Nos resultados em laboratórios oficiais, as datas de término de análise são de: 48 horas, 96 horas, 72 horas, 168 horas e 384 horas. Nestes relatórios constam a data do início da análise, a data do término da análise e a data da emissão do laudo.
A temperatura ambiente de um laboratório de análises, segundo a ISO 17025, é de 20 °C (±1°C), logo este vai e vem de amostra do refrigerador para a bancada ocasiona aumento de temperatura, com isto, degradação das proteínas… me pergunto como estaria o estado de conservação desta amostra depois de 384. É possível ainda avaliar ou deveria ter sido desconsiderada? A acidez estava normal, isto é possível? Não, tanto tempo depois a acidez estaria totalmente alterada.
Outro ponto a considerar é que análises microbiológicas não foram realizadas.
Situação 02: Análise de CMP (caseinomacropeptídeo) – análise de adição fraudulenta de soro do leite em leite.
Segundo o guia de recebimento de amostra do Lanagro (Laboratório Nacional Agropecuário e oficial do MAPA) de julho de 2014, as amostras para análise de CMP devem ser congeladas até 48 horas da data de fabricação, considerando o tempo de ordenha, transporte e envio ao laboratório oficial, a amostra precisa estar congelada ou começará a proteólise e com isto o aumento do CMP deste leite.
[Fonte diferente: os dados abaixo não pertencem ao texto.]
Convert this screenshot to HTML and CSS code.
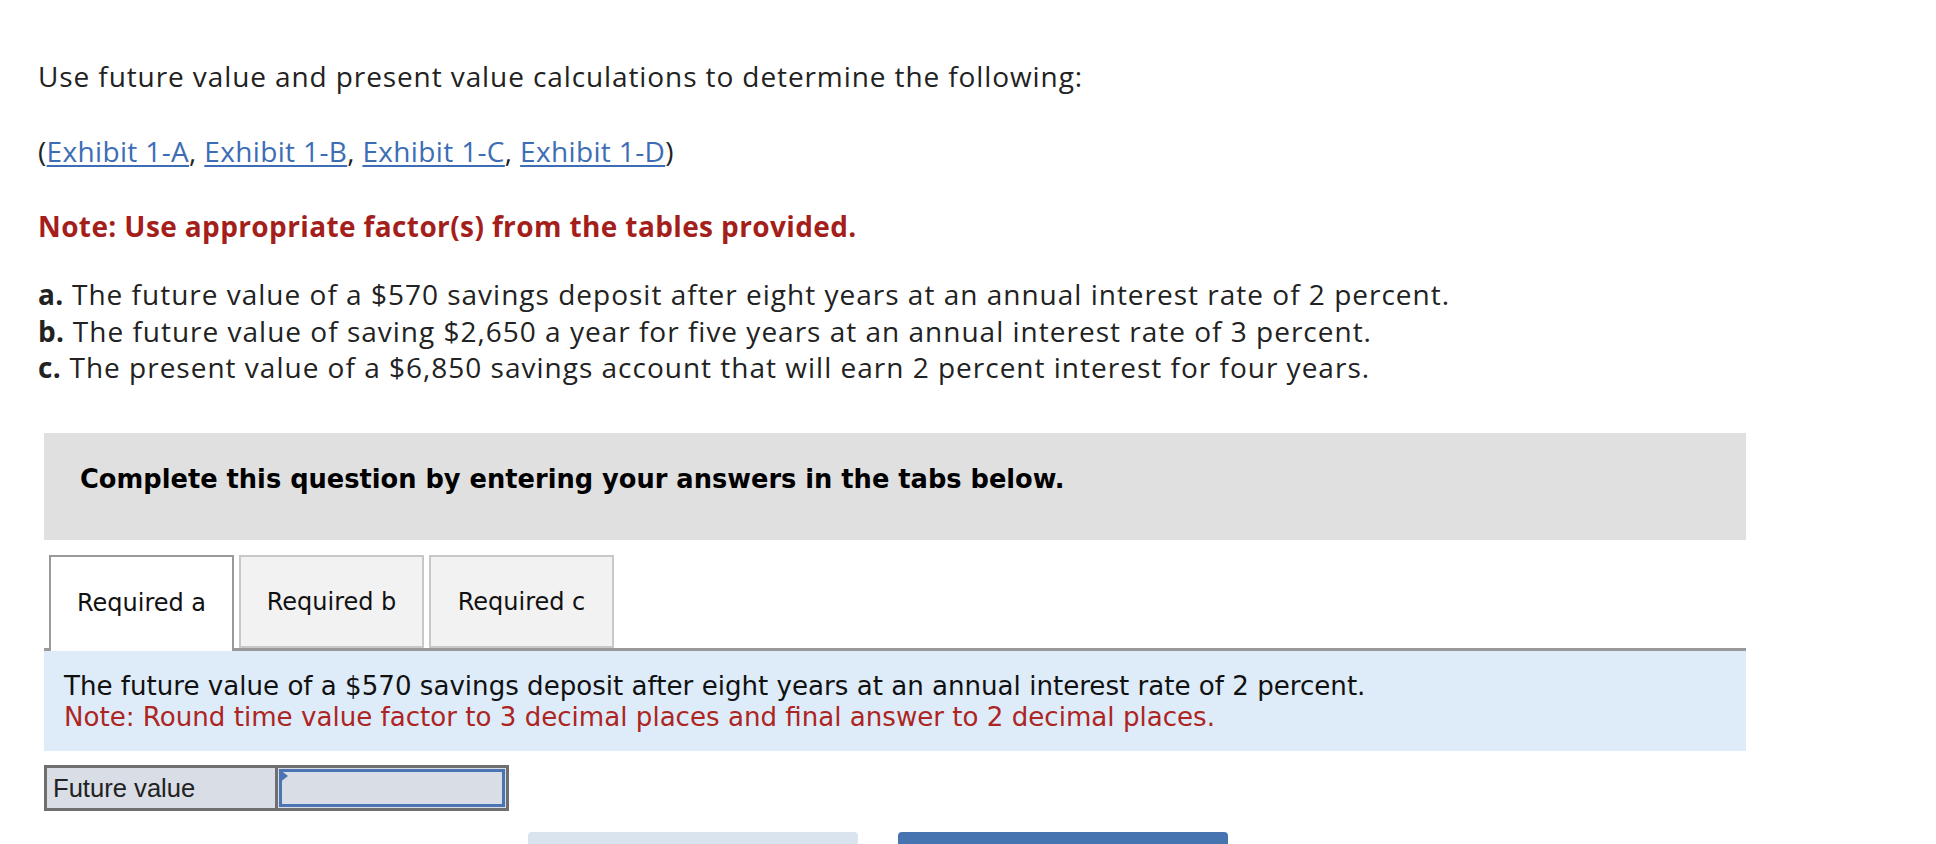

Todas as amostras chegaram sobre refrigeração e foram mantidas em refrigeração, isto é soro de leite adicionado ou proteólise?
Avaliar estes laudos trazem muitos questionamentos. Eu trouxe apenas dois, mas que merecem uma reflexão sobre a responsabilidade acompanhada por estes resultados e suas interpretações. Teríamos mais segurança em afirmar tecnicamente o ocorrido sem estes questionamentos.
Existem outras provas, a investigação irá trazer os esclarecimentos necessários e se identificados culpados, estes serão punidos. Relato meu inconformismo, esta situação necessita transmitir 100% de segurança, porque do contrário, qualquer afirmação pode gerar danos irreparáveis.
Timothy King
Como eu posso entrar em contato com Angela por favor, sobre o assunto de Food Safety?
Ingrid Mengue Klaus
Totalmente correto as suas observações Angela, análises para leite crú refrigerado com objetivo de avaliar qualidade microbiológica e FQ, devem ser procedidas no recebimento o quanto antes devido a rapidez de deterioração caso não seja mantido com rigor temperatura de armazenamento, e isso ainda pode variar muito de acordo com a qualidade (acidez/álcool/crioscopia/CBT) desse leite, o que me surpreende é o seguinte será que os profissionais que conduziram tudo isso não tinham esse conhecimento?